TASK DETAILS: Count every line that holds the string "this", and report the number alone.

**** EXERCISE INPUTS ****

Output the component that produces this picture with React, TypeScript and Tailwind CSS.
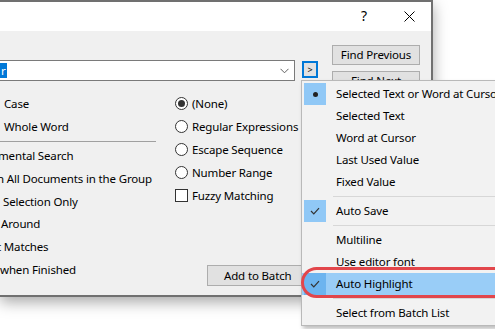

****
**** EXERCISE INPUTS ****

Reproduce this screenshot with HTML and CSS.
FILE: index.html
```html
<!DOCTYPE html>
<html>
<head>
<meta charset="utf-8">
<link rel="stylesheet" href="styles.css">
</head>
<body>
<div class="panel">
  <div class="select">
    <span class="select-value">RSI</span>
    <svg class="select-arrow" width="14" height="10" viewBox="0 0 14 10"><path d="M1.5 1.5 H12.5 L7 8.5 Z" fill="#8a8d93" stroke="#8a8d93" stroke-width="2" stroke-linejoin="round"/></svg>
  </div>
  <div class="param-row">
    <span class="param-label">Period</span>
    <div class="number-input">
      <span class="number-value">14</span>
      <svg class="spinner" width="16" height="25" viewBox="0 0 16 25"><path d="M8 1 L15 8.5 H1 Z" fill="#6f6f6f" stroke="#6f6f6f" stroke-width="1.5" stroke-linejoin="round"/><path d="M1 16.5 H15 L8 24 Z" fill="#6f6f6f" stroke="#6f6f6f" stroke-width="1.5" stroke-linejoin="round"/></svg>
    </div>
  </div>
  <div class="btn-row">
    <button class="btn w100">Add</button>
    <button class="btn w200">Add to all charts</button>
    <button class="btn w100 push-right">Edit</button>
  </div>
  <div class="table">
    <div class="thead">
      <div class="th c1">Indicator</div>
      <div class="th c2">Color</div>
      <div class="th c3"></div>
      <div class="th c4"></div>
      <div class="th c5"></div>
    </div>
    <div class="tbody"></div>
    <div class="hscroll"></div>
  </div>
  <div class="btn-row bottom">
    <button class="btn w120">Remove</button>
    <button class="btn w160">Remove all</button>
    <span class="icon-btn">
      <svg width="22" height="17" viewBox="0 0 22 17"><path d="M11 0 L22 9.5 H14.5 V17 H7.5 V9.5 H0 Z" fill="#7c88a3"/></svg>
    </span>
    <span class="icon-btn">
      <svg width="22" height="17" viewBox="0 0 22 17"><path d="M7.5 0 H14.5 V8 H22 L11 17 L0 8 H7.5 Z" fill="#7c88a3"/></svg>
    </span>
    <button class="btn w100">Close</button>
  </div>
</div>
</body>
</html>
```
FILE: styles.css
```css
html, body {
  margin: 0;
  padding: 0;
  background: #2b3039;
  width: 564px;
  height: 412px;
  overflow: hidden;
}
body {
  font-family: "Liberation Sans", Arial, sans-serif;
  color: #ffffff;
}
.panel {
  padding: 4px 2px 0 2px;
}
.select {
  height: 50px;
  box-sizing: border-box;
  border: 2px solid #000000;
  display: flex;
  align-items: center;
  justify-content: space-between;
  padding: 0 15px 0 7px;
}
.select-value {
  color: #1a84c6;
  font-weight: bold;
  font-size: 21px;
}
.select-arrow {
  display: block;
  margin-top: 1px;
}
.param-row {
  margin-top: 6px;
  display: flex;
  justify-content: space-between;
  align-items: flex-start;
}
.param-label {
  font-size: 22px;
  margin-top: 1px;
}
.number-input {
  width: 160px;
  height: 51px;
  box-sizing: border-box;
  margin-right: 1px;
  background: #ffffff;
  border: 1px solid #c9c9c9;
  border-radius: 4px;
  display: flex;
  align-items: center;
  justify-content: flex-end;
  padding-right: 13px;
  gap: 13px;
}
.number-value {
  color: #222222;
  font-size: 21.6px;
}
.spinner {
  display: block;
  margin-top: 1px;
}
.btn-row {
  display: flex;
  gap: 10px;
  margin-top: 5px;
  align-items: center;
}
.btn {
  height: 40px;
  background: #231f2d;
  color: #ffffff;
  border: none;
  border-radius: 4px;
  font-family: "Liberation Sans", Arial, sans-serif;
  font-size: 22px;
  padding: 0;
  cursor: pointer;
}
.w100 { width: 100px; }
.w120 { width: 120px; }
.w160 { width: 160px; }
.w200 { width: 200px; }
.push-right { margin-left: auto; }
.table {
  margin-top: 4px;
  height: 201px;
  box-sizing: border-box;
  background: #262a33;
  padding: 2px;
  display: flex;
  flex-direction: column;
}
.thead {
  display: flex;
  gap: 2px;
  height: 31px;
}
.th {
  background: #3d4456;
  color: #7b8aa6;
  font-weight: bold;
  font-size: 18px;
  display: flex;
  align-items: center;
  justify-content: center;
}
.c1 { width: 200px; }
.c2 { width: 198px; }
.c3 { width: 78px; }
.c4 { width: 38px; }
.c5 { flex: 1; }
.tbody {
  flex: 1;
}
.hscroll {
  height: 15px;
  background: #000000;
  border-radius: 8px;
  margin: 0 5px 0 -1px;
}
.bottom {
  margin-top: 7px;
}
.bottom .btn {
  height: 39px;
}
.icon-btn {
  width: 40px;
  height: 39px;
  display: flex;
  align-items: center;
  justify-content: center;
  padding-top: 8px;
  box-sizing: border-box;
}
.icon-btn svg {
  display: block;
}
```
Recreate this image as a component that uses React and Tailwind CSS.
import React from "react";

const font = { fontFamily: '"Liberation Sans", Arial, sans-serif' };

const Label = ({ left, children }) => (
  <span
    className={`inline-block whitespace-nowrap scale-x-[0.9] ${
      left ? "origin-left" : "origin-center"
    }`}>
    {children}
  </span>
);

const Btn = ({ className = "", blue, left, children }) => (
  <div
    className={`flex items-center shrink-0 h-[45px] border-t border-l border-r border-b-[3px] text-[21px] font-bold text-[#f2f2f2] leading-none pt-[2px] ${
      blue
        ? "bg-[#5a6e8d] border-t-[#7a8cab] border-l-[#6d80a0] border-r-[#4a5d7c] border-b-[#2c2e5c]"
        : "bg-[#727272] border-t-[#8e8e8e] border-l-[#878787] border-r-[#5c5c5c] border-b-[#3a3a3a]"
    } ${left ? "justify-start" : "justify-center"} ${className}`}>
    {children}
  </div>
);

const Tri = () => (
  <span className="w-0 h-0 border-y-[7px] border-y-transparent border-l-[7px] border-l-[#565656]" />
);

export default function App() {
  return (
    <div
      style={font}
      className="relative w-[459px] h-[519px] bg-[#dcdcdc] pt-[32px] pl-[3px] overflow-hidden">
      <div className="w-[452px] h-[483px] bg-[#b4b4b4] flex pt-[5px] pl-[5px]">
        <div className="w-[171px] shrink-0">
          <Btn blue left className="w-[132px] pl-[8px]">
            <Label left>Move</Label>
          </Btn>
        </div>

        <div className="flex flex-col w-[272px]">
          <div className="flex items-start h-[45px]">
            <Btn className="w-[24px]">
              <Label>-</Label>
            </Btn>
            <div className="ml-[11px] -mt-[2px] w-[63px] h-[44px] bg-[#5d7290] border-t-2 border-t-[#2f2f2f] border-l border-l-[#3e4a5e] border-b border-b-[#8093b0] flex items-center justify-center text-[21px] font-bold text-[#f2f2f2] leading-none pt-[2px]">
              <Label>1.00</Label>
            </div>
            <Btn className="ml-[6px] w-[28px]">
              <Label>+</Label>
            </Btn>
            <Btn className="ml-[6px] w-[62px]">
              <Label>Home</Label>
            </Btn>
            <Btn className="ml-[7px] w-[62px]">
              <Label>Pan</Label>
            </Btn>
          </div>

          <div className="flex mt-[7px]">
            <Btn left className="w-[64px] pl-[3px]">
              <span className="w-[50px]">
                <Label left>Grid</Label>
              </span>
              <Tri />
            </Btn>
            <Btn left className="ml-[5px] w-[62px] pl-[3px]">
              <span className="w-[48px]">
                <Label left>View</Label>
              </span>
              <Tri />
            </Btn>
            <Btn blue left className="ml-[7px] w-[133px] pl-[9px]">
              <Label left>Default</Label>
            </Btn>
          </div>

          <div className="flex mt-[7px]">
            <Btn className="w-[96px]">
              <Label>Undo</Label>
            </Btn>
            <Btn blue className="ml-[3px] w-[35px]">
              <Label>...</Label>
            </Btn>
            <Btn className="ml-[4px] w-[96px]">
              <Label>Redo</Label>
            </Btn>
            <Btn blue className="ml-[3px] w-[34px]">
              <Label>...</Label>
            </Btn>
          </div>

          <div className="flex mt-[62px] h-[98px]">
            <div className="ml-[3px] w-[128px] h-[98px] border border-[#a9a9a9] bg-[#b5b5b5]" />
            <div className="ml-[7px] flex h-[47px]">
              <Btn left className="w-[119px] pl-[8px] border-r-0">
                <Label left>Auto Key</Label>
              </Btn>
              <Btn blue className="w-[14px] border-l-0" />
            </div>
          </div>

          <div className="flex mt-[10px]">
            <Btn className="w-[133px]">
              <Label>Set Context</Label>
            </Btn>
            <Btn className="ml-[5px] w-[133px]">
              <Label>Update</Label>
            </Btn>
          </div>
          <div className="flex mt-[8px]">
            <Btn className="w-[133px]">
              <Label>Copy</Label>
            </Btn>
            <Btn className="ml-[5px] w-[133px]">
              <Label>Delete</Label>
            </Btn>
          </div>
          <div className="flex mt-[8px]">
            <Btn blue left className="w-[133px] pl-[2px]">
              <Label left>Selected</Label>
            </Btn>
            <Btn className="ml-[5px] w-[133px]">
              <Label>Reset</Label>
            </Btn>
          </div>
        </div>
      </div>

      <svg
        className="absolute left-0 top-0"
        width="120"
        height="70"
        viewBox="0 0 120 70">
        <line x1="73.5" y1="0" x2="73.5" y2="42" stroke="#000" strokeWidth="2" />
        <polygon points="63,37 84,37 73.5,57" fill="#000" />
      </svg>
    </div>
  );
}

****
**** EXERCISE INPUTS ****

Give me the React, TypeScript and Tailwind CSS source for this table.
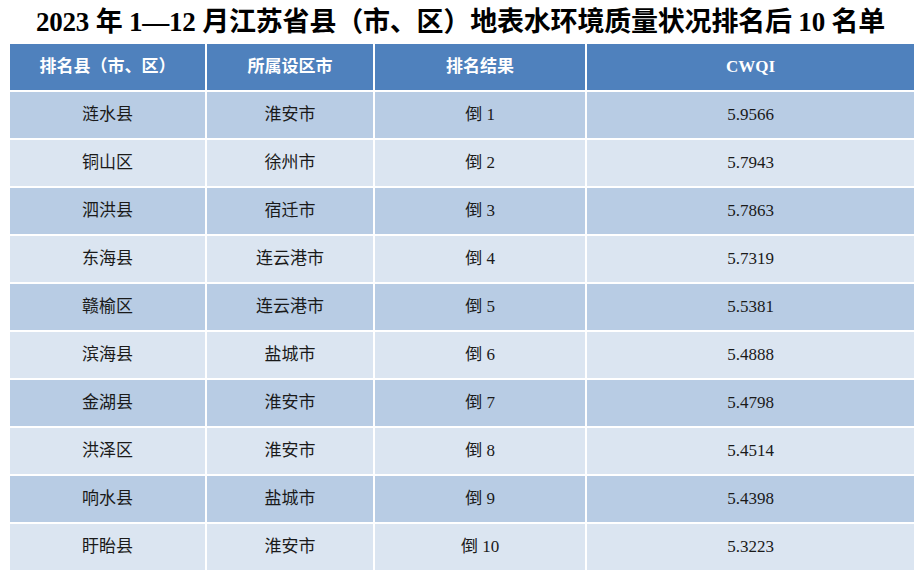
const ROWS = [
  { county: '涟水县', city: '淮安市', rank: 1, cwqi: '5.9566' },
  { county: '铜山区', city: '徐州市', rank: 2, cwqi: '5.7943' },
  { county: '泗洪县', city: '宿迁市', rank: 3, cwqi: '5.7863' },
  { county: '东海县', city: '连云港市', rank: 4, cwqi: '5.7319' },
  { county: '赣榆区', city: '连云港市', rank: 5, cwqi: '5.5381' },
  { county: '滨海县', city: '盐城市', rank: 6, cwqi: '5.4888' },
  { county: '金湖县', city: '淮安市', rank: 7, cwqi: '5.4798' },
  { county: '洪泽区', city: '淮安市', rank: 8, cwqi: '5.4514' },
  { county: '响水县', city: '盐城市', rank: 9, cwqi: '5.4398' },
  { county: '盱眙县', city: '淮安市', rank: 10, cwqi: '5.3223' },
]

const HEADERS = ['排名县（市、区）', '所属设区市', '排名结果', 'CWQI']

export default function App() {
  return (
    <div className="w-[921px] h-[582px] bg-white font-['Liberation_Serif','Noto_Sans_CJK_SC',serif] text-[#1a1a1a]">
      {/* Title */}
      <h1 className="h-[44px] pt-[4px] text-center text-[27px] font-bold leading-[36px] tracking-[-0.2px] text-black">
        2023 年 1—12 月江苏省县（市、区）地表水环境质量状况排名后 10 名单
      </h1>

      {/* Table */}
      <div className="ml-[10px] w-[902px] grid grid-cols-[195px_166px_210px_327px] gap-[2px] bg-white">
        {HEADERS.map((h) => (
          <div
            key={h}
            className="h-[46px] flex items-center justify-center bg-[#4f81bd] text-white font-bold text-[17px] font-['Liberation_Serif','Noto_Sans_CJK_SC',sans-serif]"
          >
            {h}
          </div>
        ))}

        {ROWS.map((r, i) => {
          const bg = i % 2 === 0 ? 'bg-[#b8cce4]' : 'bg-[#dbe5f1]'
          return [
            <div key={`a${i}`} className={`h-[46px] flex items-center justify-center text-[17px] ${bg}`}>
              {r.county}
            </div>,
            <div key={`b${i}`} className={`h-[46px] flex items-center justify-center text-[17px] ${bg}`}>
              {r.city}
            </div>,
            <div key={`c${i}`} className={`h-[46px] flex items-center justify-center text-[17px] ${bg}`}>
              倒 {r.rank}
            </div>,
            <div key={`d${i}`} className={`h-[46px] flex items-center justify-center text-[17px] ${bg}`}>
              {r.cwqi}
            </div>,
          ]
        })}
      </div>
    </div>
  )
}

****

THE REPLY: 4